(Records from a dataset)
● ● ● ●
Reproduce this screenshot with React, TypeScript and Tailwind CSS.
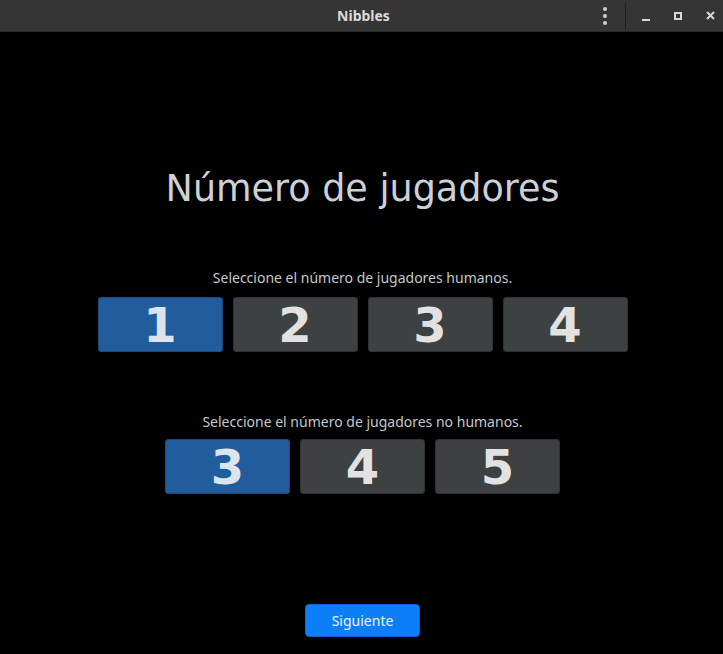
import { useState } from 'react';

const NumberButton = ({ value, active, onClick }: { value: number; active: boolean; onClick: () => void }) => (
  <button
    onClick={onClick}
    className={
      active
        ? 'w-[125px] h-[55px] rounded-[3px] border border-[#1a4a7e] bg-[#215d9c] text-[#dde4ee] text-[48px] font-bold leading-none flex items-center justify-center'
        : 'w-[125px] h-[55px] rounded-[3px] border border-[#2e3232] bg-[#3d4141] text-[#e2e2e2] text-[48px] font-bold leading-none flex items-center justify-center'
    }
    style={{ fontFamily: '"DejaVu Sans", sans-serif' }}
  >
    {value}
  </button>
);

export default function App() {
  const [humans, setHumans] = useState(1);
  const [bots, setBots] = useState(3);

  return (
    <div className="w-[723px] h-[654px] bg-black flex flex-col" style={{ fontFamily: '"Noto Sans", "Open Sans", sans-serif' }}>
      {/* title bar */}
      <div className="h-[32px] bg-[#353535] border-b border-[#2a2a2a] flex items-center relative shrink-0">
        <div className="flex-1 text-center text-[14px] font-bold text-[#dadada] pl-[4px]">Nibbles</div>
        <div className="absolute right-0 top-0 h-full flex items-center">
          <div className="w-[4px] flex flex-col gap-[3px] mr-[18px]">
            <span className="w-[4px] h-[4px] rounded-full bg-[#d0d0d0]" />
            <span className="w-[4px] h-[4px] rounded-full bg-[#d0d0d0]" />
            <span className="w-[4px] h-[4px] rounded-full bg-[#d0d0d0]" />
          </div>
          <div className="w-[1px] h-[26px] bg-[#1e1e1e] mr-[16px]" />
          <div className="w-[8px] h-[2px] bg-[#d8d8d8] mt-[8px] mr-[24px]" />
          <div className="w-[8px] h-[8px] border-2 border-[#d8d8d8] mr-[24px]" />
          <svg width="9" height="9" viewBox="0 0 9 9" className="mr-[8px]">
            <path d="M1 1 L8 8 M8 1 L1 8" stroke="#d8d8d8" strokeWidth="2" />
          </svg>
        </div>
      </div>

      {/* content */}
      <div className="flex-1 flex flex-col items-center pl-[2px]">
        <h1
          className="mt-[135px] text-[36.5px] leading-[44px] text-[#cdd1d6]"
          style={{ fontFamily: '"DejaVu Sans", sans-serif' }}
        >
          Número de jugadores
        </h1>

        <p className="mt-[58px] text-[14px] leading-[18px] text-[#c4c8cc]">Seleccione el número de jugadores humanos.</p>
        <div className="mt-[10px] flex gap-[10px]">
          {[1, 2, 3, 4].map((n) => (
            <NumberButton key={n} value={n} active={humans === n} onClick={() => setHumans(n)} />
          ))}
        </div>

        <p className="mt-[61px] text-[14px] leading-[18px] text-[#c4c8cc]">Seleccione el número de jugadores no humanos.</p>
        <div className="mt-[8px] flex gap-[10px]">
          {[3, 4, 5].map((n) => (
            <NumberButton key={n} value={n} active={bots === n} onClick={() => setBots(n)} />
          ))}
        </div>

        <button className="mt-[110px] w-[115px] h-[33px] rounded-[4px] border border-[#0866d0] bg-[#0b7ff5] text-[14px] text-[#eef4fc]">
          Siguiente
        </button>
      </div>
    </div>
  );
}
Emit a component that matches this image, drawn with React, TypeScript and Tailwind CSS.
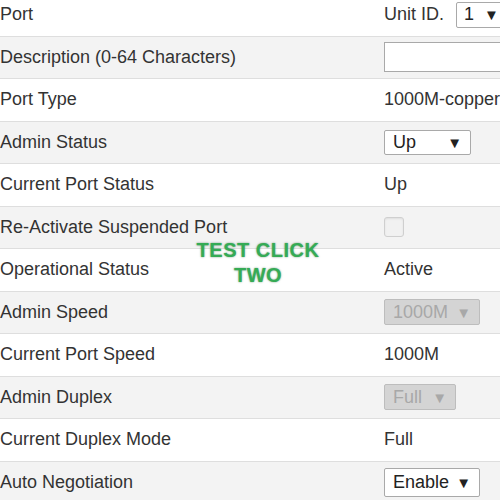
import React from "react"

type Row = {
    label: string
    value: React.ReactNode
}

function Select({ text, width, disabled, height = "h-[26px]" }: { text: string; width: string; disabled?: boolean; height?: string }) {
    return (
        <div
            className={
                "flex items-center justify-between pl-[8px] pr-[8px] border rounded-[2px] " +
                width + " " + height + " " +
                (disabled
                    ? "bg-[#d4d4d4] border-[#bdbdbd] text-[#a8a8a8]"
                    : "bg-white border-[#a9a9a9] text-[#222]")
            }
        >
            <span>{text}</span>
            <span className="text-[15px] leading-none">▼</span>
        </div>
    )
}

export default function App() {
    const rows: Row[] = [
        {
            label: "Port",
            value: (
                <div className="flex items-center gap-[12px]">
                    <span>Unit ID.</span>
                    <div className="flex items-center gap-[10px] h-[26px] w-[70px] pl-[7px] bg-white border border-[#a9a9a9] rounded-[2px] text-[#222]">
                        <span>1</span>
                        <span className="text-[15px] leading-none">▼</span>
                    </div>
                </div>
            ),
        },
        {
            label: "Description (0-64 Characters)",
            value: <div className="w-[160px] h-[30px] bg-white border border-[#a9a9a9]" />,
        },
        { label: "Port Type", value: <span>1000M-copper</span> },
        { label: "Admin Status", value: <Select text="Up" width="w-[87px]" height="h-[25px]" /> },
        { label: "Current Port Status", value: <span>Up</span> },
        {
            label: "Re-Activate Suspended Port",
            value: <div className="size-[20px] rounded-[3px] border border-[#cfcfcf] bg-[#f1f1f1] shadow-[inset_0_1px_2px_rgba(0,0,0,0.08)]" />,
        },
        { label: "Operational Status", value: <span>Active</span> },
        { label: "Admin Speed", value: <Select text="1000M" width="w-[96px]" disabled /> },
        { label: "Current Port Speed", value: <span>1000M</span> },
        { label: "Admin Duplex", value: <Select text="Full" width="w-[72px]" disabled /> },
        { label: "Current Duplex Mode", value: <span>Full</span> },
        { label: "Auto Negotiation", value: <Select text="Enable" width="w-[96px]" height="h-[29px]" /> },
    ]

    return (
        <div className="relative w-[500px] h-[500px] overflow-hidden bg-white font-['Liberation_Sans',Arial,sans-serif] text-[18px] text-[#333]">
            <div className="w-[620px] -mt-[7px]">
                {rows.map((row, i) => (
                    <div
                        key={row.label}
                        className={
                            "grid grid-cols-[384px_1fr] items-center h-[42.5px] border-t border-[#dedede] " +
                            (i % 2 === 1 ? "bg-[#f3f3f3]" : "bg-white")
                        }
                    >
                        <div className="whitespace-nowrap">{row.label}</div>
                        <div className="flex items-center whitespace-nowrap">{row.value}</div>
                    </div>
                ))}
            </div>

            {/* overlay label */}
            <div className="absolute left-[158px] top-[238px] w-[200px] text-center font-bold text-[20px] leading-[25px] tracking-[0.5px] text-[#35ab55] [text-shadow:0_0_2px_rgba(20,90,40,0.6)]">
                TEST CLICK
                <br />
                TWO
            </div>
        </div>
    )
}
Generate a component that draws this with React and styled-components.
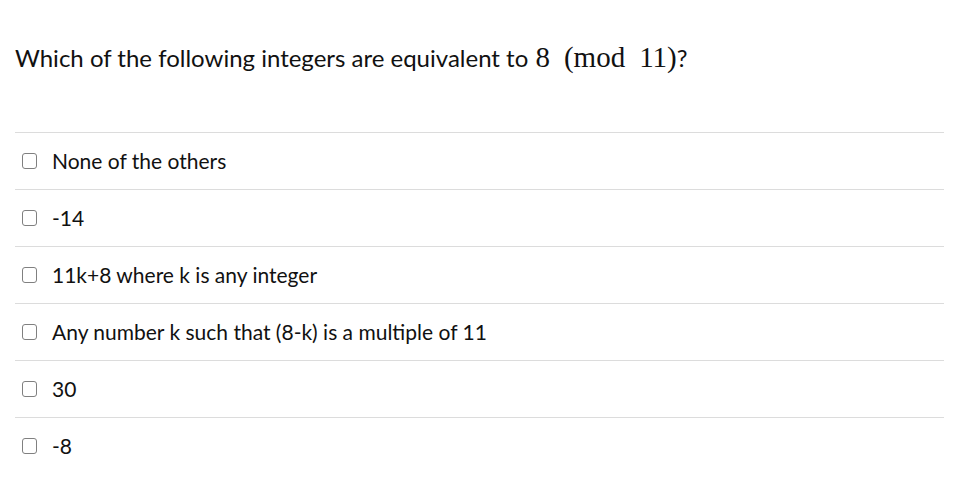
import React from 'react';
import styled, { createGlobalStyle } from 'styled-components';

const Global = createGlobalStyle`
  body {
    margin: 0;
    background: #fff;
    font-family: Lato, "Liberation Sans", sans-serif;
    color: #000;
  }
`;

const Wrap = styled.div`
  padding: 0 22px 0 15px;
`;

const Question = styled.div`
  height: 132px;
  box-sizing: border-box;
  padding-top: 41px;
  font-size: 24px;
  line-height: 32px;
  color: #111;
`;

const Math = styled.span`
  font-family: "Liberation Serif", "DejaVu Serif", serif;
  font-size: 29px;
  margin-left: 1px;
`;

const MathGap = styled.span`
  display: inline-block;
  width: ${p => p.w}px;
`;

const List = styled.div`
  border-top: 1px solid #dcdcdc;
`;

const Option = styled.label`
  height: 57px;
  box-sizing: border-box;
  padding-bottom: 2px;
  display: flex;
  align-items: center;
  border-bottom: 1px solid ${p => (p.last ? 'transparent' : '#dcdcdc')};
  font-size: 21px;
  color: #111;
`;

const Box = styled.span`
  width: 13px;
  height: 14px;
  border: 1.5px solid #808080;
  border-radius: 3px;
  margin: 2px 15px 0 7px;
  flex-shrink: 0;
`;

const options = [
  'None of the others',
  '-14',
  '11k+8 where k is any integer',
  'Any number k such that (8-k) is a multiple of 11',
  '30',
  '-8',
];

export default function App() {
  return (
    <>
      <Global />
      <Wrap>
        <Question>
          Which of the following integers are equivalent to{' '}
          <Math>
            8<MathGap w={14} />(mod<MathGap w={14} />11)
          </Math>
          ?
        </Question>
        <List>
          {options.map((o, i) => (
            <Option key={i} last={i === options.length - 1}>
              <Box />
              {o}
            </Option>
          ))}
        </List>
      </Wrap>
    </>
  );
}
● ● ● ●
PROMPT |
For each line of the entries that includes "components", show that line.

FINAL RESULT |
Generate a component that draws this with React and styled-components.
import styled, { createGlobalStyle } from 'styled-components';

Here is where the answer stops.